European Cracker Closures Are Separate From the Hormuz Crisis
It is important for procurement professionals to distinguish between two different risks affecting SABIC.
The first is the strategic closure of European ethylene crackers. This represents a long-term change to manufacturing capacity that remains relevant regardless of future geopolitical developments.
The second is disruption affecting Gulf exports because of the Hormuz crisis. This is primarily a logistics and trade flow issue that influences how products move from Gulf production sites to international markets.
Although both pressures affect the same company, they require different procurement responses.
Why Gulf Supply Cannot Automatically Replace European Production
Some buyers may assume that reduced European production can simply be replaced by higher shipments from SABIC's Gulf operations.
In practice, this depends on more than available production capacity.
Reliable replacement requires:
Stable export operations from Gulf manufacturing sites.
Normal shipping conditions through regional trade routes.
Sufficient vessel availability.
Predictable freight costs.
Consistent delivery schedules.
Without full normalisation of Gulf export logistics, replacement volumes may not provide the same commercial certainty previously offered by European production facilities.
Supply Continuity Becomes a Procurement Priority
European buyers that relied on SABIC-origin ethylene derivatives from regional plants should reassess supply continuity planning.
Permanent facility closures can influence future lead times, inventory planning and regional product availability even after transportation challenges ease.
Procurement teams should evaluate:
Whether existing products will be supplied from alternative manufacturing locations.
Expected changes in delivery schedules.
Contract terms related to origin flexibility.
Inventory requirements during supply transitions.
Alternative sourcing options if regional production declines further.
These discussions are most effective before capacity reductions begin affecting normal commercial operations.
What Strategic Capacity Reduction Says About the Industry
SABIC is not the only producer reviewing its European manufacturing footprint. Companies across the petrochemical sector continue evaluating which facilities remain competitive in an environment shaped by persistent global overcapacity.
Strategic capacity reduction generally reflects several long-term industry trends:
Higher production costs in mature manufacturing regions.
Increasing competition from newer integrated petrochemical complexes.
Pressure to improve capital efficiency.
Greater focus on globally competitive production assets.
For procurement professionals, these trends suggest that regional supply networks may continue evolving well beyond the current market cycle.
How Commercial Behaviour Could Change
Capacity reductions often influence supplier priorities as much as production volumes.
Manufacturers operating fewer facilities typically seek to maximise utilisation of remaining assets while maintaining stronger commercial discipline.
Buyers may therefore experience:
Greater emphasis on long-term supply agreements.
More structured allocation of available production.
Reduced flexibility for smaller spot purchases.
Increased attention to demand forecasting and customer planning.
Understanding these commercial shifts helps procurement teams prepare more effective sourcing strategies.
Building a More Resilient Sourcing Strategy
Periods of structural change require procurement teams to look beyond price alone.
A resilient sourcing strategy should include:
Diversifying supply across multiple qualified producers.
Monitoring production footprint changes among key suppliers.
Reviewing contractual provisions related to manufacturing origin.
Maintaining visibility into logistics risks and shipping routes.
Building stronger communication with strategic suppliers regarding future capacity plans.
These measures improve flexibility when regional production networks change.
What Buyers Should Watch Through 2028
SABIC's European cracker closures illustrate how structural overcapacity is reshaping the petrochemical industry.

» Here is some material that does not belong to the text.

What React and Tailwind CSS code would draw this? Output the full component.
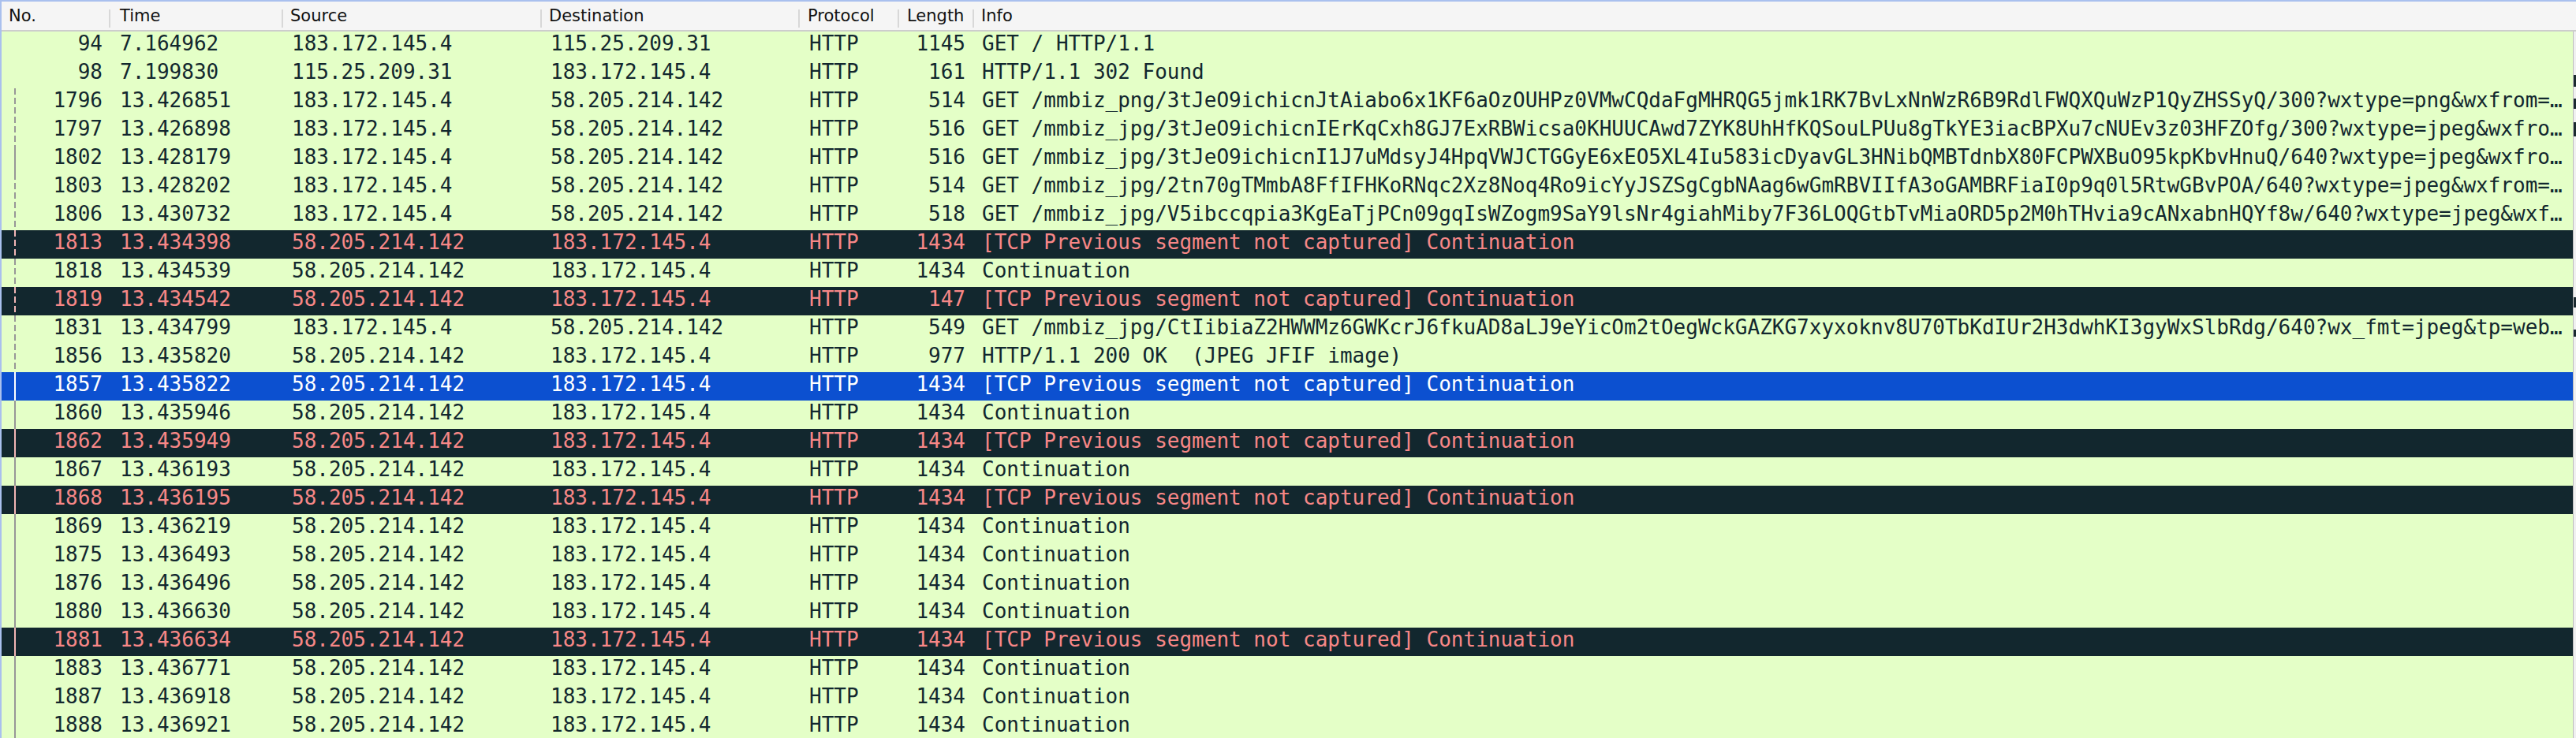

At the same time, Gulf export disruption linked to the Hormuz crisis demonstrates that manufacturing strategy and logistics risk can affect supply independently.
Procurement professionals should assess both factors separately when evaluating future sourcing decisions. Permanent European capacity reductions may continue influencing regional availability even after Gulf export conditions fully recover. Buyers who understand this distinction will be better prepared to manage supply continuity, contract negotiations and long-term sourcing strategies.